While there might be a temporary spike as these judges say (no evidence!), all studies show that what they say is not true. Suspecting that this handful of judges “going the wrong way” might be elected, I checked. Judges in Texas are elected, and these idiot judges are saying this shit just to sound “tough on crime”!! Wanna bet? There are powerful forces everywhere hindering meaningful, wise, reforms!

So, unlike others opposing reforms – can you say private prison companies and prison guard union? – these judges are not doing this to save their jobs {they will be swamped with cases until ALL needed reforms are enacted!], they are doing it to keep their POWER.


Read also Wrongful Misdemeanor Convictions: Who’s Counting? ,  a related excellent article which also discusses exoneration and the horrors of our “plea bargain” [READ Rush to Sentence, which I wrote years ago] justice system.

Excerpt from that article:

To date, the National Registry of Exonerations, a project that seeks to track false convictions to prevent future errors, has tallied 85 misdemeanor exonerations in the last 29 years – about four percent of the total 2,145 exonerations since 1989, the rest of which are felonies. But this low count is not to say that misdemeanor false convictions are less common than felony false convictions. The exonerations are simply more unlikely.
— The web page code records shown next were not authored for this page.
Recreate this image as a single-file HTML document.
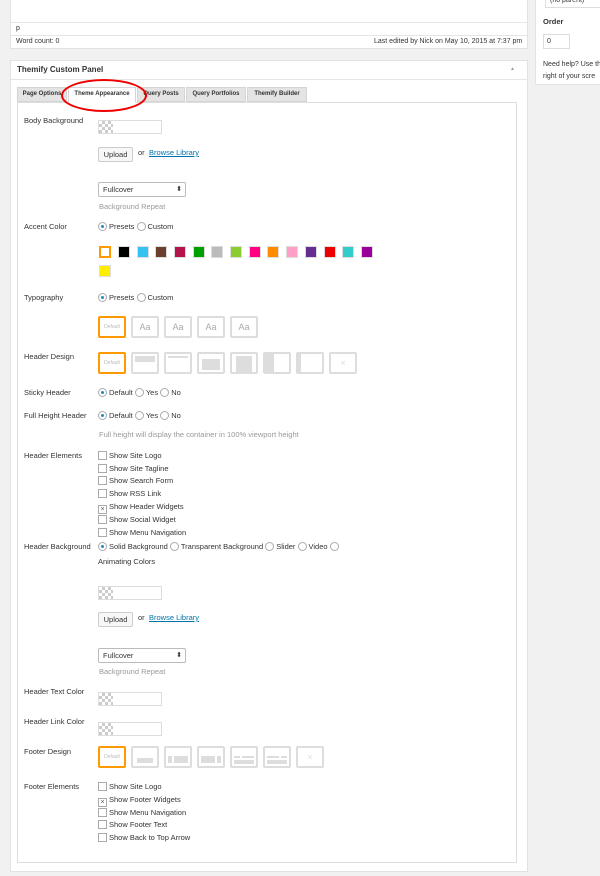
<!DOCTYPE html><html><head><meta charset="utf-8"><style>
*{margin:0;padding:0;box-sizing:border-box}
body{width:600px;height:876px;background:#f1f1f1;font-family:"Liberation Sans",sans-serif;font-size:7.5px;color:#333;position:relative;overflow:hidden}
.a{position:absolute;white-space:nowrap}
.box{position:absolute;background:#fff;border:1px solid #e2e2e2}
.lbl{position:absolute;left:24px;white-space:nowrap}
.sw{position:absolute;width:64px;height:14px;border:1px solid #ddd;background:#fff}
.sw:before{content:"";position:absolute;left:0;top:0;width:14px;height:12px;background:repeating-conic-gradient(#ccc 0 25%,#fff 0 50%) 0 0/6px 6px}
.btn{position:absolute;width:35px;height:15px;border:1px solid #ccc;background:#f7f7f7;border-radius:2px;text-align:center;line-height:13px}
.lnk{position:absolute;white-space:nowrap;color:#0073aa;text-decoration:underline}
.sel{position:absolute;width:88px;height:15px;border:1px solid #bbb;background:#fff;border-radius:2px;padding-left:4px;line-height:13px}
.sel:after{content:"⬍";position:absolute;right:3px;top:0;font-size:7px}
.note{position:absolute;color:#999;white-space:nowrap}
.r{display:inline-block;width:9px;height:9px;border:1px solid #aaa;border-radius:50%;vertical-align:-2px;margin-right:2px;position:relative;background:#fff}
.r.on:after{content:"";position:absolute;left:2px;top:2px;width:3px;height:3px;border-radius:50%;background:#1e8cbe}
.cb{display:inline-block;width:9px;height:9px;border:1px solid #aaa;vertical-align:-2px;margin-right:2px;font-size:7px;line-height:7px;text-align:center;color:#555;background:#fff}
.c{position:absolute;width:12px;height:12px;border:1px solid #ddd}
.t{position:absolute;width:28px;height:22px;border:2px solid #ddd;border-radius:2px;background:#fff;color:#aaa;text-align:center;line-height:18px;font-size:9px}
.t.d{border-color:#f90;font-size:5px;color:#bbb}
.t i{position:absolute;background:#ddd}
.tab{position:absolute;top:87px;height:15px;background:#e4e4e4;border:1px solid #d5d5d5;font-size:6px;font-weight:bold;line-height:13px;text-align:center}
</style></head><body>
<div class="box" style="left:10px;top:-2px;width:518px;height:51px"></div>
<div class="a" style="left:10px;top:22px;width:518px;border-top:1px solid #e5e5e5"></div>
<div class="a" style="left:16px;top:25px;font-size:7px">p</div>
<div class="a" style="left:11px;top:35px;width:516px;height:13px;background:#fff;border-top:1px solid #e5e5e5"></div>
<div class="a" style="left:16px;top:38px;font-size:7px">Word count: 0</div>
<div class="a" style="left:374px;top:38px;font-size:7px">Last edited by Nick on May 10, 2015 at 7:37 pm</div>
<div class="box" style="left:535px;top:-2px;width:70px;height:87px"></div>
<div class="a" style="left:545px;top:-4px;width:60px;height:12px;border:1px solid #ddd;font-size:7px;padding-left:4px">(no parent)</div>
<div class="a" style="left:543px;top:17px;font-weight:bold;font-size:7.5px">Order</div>
<div class="a" style="left:543px;top:34px;width:27px;height:15px;border:1px solid #ddd;padding:3px;font-size:7px">0</div>
<div class="a" style="left:543px;top:59px;font-size:7px;line-height:12px">Need help? Use th<br>right of your scre</div>

<div class="box" style="left:10px;top:60px;width:518px;height:812px"></div>
<div class="a" style="left:10px;top:79px;width:518px;border-top:1px solid #e5e5e5"></div>
<div class="a" style="left:17px;top:65px;font-weight:bold;font-size:8px">Themify Custom Panel</div>
<div class="a" style="left:510px;top:66px;font-size:5px;color:#999">▲</div>
<div class="tab" style="left:17px;width:50px">Page Options</div>
<div class="tab" style="left:137px;width:48px">Query Posts</div>
<div class="tab" style="left:186px;width:60px">Query Portfolios</div>
<div class="tab" style="left:247px;width:60px">Themify Builder</div>
<div class="box" style="left:17px;top:102px;width:500px;height:761px;border-color:#ddd"></div>
<div class="tab" style="left:68px;width:68px;background:#fff;border-bottom-color:#fff;top:87px;height:16px">Theme Appearance</div>
<div class="a" style="left:61px;top:79px;width:86px;height:33px;border:2px solid #e00;border-radius:50%"></div>

<div class="lbl" style="top:116px">Body Background</div>
<div class="sw" style="left:98px;top:120px"></div>
<div class="btn" style="left:98px;top:147px">Upload</div>
<div class="a" style="left:138px;top:148px">or</div><div class="lnk" style="left:149px;top:148px">Browse Library</div>
<div class="sel" style="left:98px;top:182px">Fullcover</div>
<div class="note" style="left:99px;top:202px">Background Repeat</div>

<div class="lbl" style="top:222px">Accent Color</div>
<div class="a" style="left:98px;top:222px"><span class="r on"></span>Presets <span class="r"></span>Custom</div>
<div class="c" style="left:99px;top:246px;border:2px solid #f90;background:#fff"></div>
<div class="c" style="left:118px;top:246px;background:#000"></div>
<div class="c" style="left:137px;top:246px;background:#33c3f0"></div>
<div class="c" style="left:155px;top:246px;background:#6b3e2e"></div>
<div class="c" style="left:174px;top:246px;background:#b5134b"></div>
<div class="c" style="left:193px;top:246px;background:#00a000"></div>
<div class="c" style="left:211px;top:246px;background:#bbb"></div>
<div class="c" style="left:230px;top:246px;background:#8ccc33"></div>
<div class="c" style="left:249px;top:246px;background:#ff0080"></div>
<div class="c" style="left:267px;top:246px;background:#ff8c00"></div>
<div class="c" style="left:286px;top:246px;background:#ff9fc8"></div>
<div class="c" style="left:305px;top:246px;background:#662d91"></div>
<div class="c" style="left:324px;top:246px;background:#e00"></div>
<div class="c" style="left:342px;top:246px;background:#33cccc"></div>
<div class="c" style="left:361px;top:246px;background:#990099"></div>
<div class="c" style="left:99px;top:265px;background:#ffee00"></div>

<div class="lbl" style="top:293px">Typography</div>
<div class="a" style="left:98px;top:293px"><span class="r on"></span>Presets <span class="r"></span>Custom</div>
<div class="t d" style="left:98px;top:316px">Default</div>
<div class="t" style="left:131px;top:316px">Aa</div>
<div class="t" style="left:164px;top:316px">Aa</div>
<div class="t" style="left:197px;top:316px">Aa</div>
<div class="t" style="left:230px;top:316px">Aa</div>

<div class="lbl" style="top:352px">Header Design</div>
<div class="t d" style="left:98px;top:352px">Default</div>
<div class="t" style="left:131px;top:352px"><i style="left:2px;top:2px;width:20px;height:6px"></i></div>
<div class="t" style="left:164px;top:352px"><i style="left:2px;top:2px;width:20px;height:2px"></i></div>
<div class="t" style="left:197px;top:352px"><i style="left:3px;top:5px;width:18px;height:11px"></i></div>
<div class="t" style="left:230px;top:352px"><i style="left:4px;top:2px;width:16px;height:16px"></i></div>
<div class="t" style="left:263px;top:352px"><i style="left:0;top:0;width:9px;height:18px"></i></div>
<div class="t" style="left:296px;top:352px"><i style="left:0;top:0;width:3px;height:18px"></i></div>
<div class="t" style="left:329px;top:352px;color:#ddd">×</div>

<div class="lbl" style="top:388px">Sticky Header</div>
<div class="a" style="left:98px;top:388px"><span class="r on"></span>Default <span class="r"></span>Yes <span class="r"></span>No</div>
<div class="lbl" style="top:411px">Full Height Header</div>
<div class="a" style="left:98px;top:411px"><span class="r on"></span>Default <span class="r"></span>Yes <span class="r"></span>No</div>
<div class="note" style="left:99px;top:430px">Full height will display the container in 100% viewport height</div>

<div class="lbl" style="top:451px">Header Elements</div>
<div class="a" style="left:98px;top:450px;line-height:12.7px"><span class="cb"></span>Show Site Logo<br><span class="cb"></span>Show Site Tagline<br><span class="cb"></span>Show Search Form<br><span class="cb"></span>Show RSS Link<br><span class="cb">×</span>Show Header Widgets<br><span class="cb"></span>Show Social Widget<br><span class="cb"></span>Show Menu Navigation</div>

<div class="lbl" style="top:542px">Header Background</div>
<div class="a" style="left:98px;top:542px"><span class="r on"></span>Solid Background <span class="r"></span>Transparent Background <span class="r"></span>Slider <span class="r"></span>Video <span class="r"></span></div>
<div class="a" style="left:98px;top:557px">Animating Colors</div>
<div class="sw" style="left:98px;top:586px"></div>
<div class="btn" style="left:98px;top:612px">Upload</div>
<div class="a" style="left:138px;top:613px">or</div><div class="lnk" style="left:149px;top:613px">Browse Library</div>
<div class="sel" style="left:98px;top:648px">Fullcover</div>
<div class="note" style="left:99px;top:667px">Background Repeat</div>

<div class="lbl" style="top:687px">Header Text Color</div>
<div class="sw" style="left:98px;top:692px"></div>
<div class="lbl" style="top:717px">Header Link Color</div>
<div class="sw" style="left:98px;top:722px"></div>

<div class="lbl" style="top:747px">Footer Design</div>
<div class="t d" style="left:98px;top:746px">Default</div>
<div class="t" style="left:131px;top:746px"><i style="left:4px;top:10px;width:16px;height:5px"></i></div>
<div class="t" style="left:164px;top:746px"><i style="left:2px;top:8px;width:4px;height:7px"></i><i style="left:8px;top:8px;width:14px;height:7px"></i></div>
<div class="t" style="left:197px;top:746px"><i style="left:2px;top:8px;width:14px;height:7px"></i><i style="left:18px;top:8px;width:4px;height:7px"></i></div>
<div class="t" style="left:230px;top:746px"><i style="left:2px;top:8px;width:6px;height:2px"></i><i style="left:10px;top:8px;width:12px;height:2px"></i><i style="left:2px;top:12px;width:20px;height:4px"></i></div>
<div class="t" style="left:263px;top:746px"><i style="left:2px;top:8px;width:12px;height:2px"></i><i style="left:16px;top:8px;width:6px;height:2px"></i><i style="left:2px;top:12px;width:20px;height:4px"></i></div>
<div class="t" style="left:296px;top:746px;color:#ddd">×</div>

<div class="lbl" style="top:782px">Footer Elements</div>
<div class="a" style="left:98px;top:781px;line-height:12.6px"><span class="cb"></span>Show Site Logo<br><span class="cb">×</span>Show Footer Widgets<br><span class="cb"></span>Show Menu Navigation<br><span class="cb"></span>Show Footer Text<br><span class="cb"></span>Show Back to Top Arrow</div>
</body></html>
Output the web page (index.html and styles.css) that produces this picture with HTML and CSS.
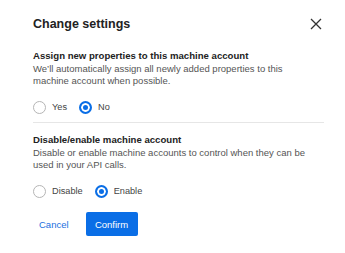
FILE: index.html
```
<!DOCTYPE html>
<html lang="en">
	<head>
		<title>Change settings</title>
		<meta charset="UTF-8">
		<link rel="stylesheet" href="styles.css">
	</head>
	<body>
		<div class="dialog">
			<div class="dialogHeader">
				<h2 class="dialogTitle">Change settings</h2>
				<button class="closeButton" title="Close">
					<svg width="12" height="12" viewBox="0 0 12 12">
						<path d="M1 1 L11 11 M11 1 L1 11" stroke="#333" stroke-width="1.3" fill="none"/>
					</svg>
				</button>
			</div>

			<div class="setting">
				<p class="settingName">Assign new properties to this machine account</p>
				<p class="settingText">We’ll automatically assign all newly added properties to this machine account when possible.</p>
				<div class="choices">
					<label class="choice"><input type="radio" name="assign" value="yes"> Yes</label>
					<label class="choice"><input type="radio" name="assign" value="no" checked> No</label>
				</div>
			</div>

			<div class="setting withLine">
				<p class="settingName">Disable/enable machine account</p>
				<p class="settingText">Disable or enable machine accounts to control when they can be used in your API calls.</p>
				<div class="choices">
					<label class="choice"><input type="radio" name="state" value="disable"> Disable</label>
					<label class="choice"><input type="radio" name="state" value="enable" checked> Enable</label>
				</div>
			</div>

			<div class="actions">
				<button class="buttonCancel">Cancel</button>
				<button class="buttonConfirm">Confirm</button>
			</div>
		</div>
	</body>
</html>
```

FILE: styles.css
```
body {
	margin : 0;
	font-family : "Liberation Sans", Arial, sans-serif;
	background-color : white;
}
p {
	margin : 0;
	padding : 0;
}

.dialog {
	padding : 14px 21px 0 33px;
}
.dialogHeader {
	display : flex;
	justify-content : space-between;
	align-items : center;
	height : 20px;
}
.dialogTitle {
	margin : 0;
	font-size : 12.5px;
	font-weight : bold;
	color : #222;
	line-height : 20px;
}
.closeButton {
	border : none;
	background : none;
	padding : 0;
	margin-right : 2px;
	width : 12px;
	height : 12px;
	display : flex;
	cursor : pointer;
}

.setting {
	margin-top : 15px;
}
.withLine {
	margin-top : 8px;
	padding-top : 10px;
	border-top : 1px solid #e6e6e6;
}
.settingName {
	font-size : 9.6px;
	font-weight : bold;
	color : #222;
	line-height : 14px;
}
.settingText {
	font-size : 9.5px;
	color : #555;
	line-height : 12px;
	padding-right : 5px;
}
.choices {
	display : flex;
	gap : 12px;
	margin-top : 13px;
	height : 14px;
	align-items : center;
}
.choice {
	display : flex;
	align-items : center;
	gap : 6px;
	font-size : 9.2px;
	color : #444;
}
.choice input {
	-webkit-appearance : none;
	appearance : none;
	margin : 0;
	width : 13px;
	height : 13px;
	border : 1px solid #b5b5b5;
	border-radius : 50%;
	background : white;
}
.choice input:checked {
	border : 2px solid #0a6ee6;
	background : #0a6ee6;
	box-shadow : inset 0 0 0 2px white;
}

.actions {
	display : flex;
	gap : 11px;
	margin-top : 14px;
	align-items : center;
}
.buttonCancel {
	border : none;
	background : none;
	padding : 0 6px;
	font-family : inherit;
	font-size : 9.5px;
	color : #1a6fe0;
	cursor : pointer;
}
.buttonConfirm {
	border : none;
	background-color : #0a6ee6;
	color : white;
	font-family : inherit;
	font-size : 9.5px;
	width : 52px;
	height : 24px;
	border-radius : 2px;
	cursor : pointer;
}
```
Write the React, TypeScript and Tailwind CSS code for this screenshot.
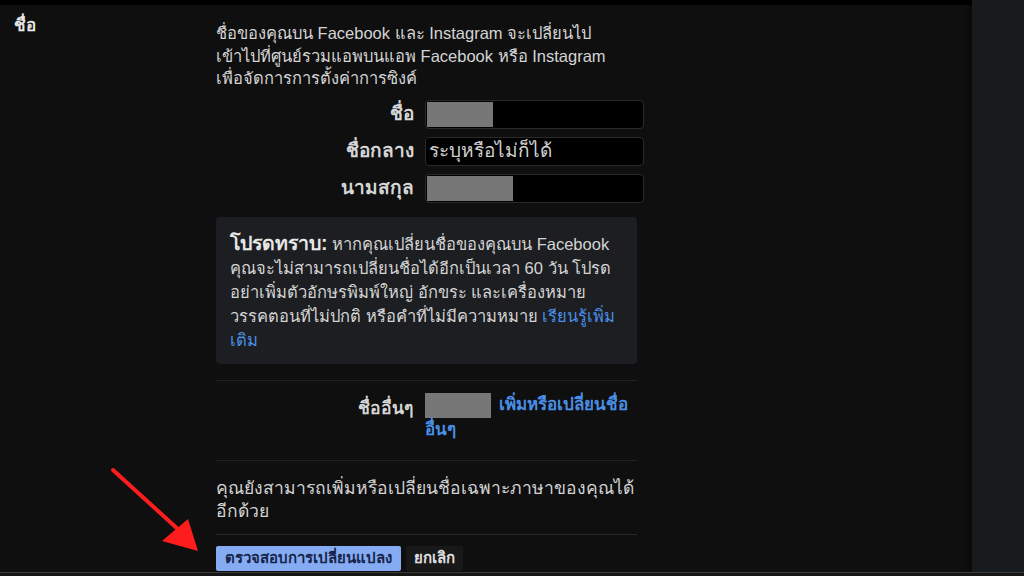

The most typical misdemeanor exonerations, which take place an average of 1.7 years after conviction, are for drug possession – 58 out of the total 85 counted by the Registry. All but one of these exonerations took place in Harris County, Texas.

This is not due to some particular concentration of bogus drug busts in Harris County, according to Gross. Rather, Harris County is the only jurisdiction in the country with a crime lab that regularly tests substances thought to be illegal drugs after the suspects carrying them have already been charged and pled guilty. In most jurisdictions, drug arrests are based on cheap, error-prone field tests, and should the defendant plead guilty to the charge, no further testing occurs.

It is not difficult to imagine, then, that many people convicted of misdemeanor drug possession might in fact be innocent and never get the chance to clear their names.

Felony or misdemeanor, you can lose EVERYTHING “quick, fast, and in a hurry” once you are locked up! For those who are innocent, this is a genuine tragedy.




Excerpts from the Article:

Misdemeanor court judges in Houston, Texas, appealed to a Fifth Circuit panel on Tuesday to scrap judicially–imposed bail reform, which they claim has caused a spike in people failing to appear in court, the Courthouse News Service reports.

In a motion to stay, fourteen Harris County criminal court judges allege that U.S. District Judge Lee Rosenthal compromised public safety when she ordered the county to release poor misdemeanor defendants from jail. Since Judge Rosenthal’s preliminary injunction took effect in June 2017, the county’s failure-to-appear rates have “skyrocketed,” the judges say.

Harris County is Texas’s most populous county, with more than 4.5 million residents. It is also home to the third largest county jail in the country.

In the spring of 2017, Rosenthal found that Harris County’s bail system violated the due process and equal protection rights of indigent defendants by favoring those who can afford to pay to get out of jail. She issued an injunction that she then narrowed in July after a Fifth Circuit panel ruled that even though the Harris County bail system is unconstitutional, her order amounted to an impermissible automatic right to pretrial release for misdemeanor defendants.

Bail reform has been gaining traction nationwide in recent years. Varying degrees of reform have been implemented in New Jersey, Alaska, Maryland, and New Orleans, and since January 2016, federal class action lawsuits have been filed in Dallas, Galveston, and Lafayette, Louisiana, challenging county bail systems. But the case in Houston demonstrates that strong opposition remains to the elimination of cash bail.

Alec Karakatsanis, the founder of the Washington, D.C. nonprofit firm Civil Rights Corps and the lead attorney challenging the bail system in Harris County, rejected claims that Rosenthal’s initial injunction endangered public safety. He said that the county has provided no evidence that people released on cash bond are more likely to show up for court than those released pretrial on unsecured personal bonds. In fact, he said, pretrial detention increases failure-to-appear rates and the likelihood a defendant will commit crimes in the future.

The judges in the case did not say when they would rule on the emergency motion to stay.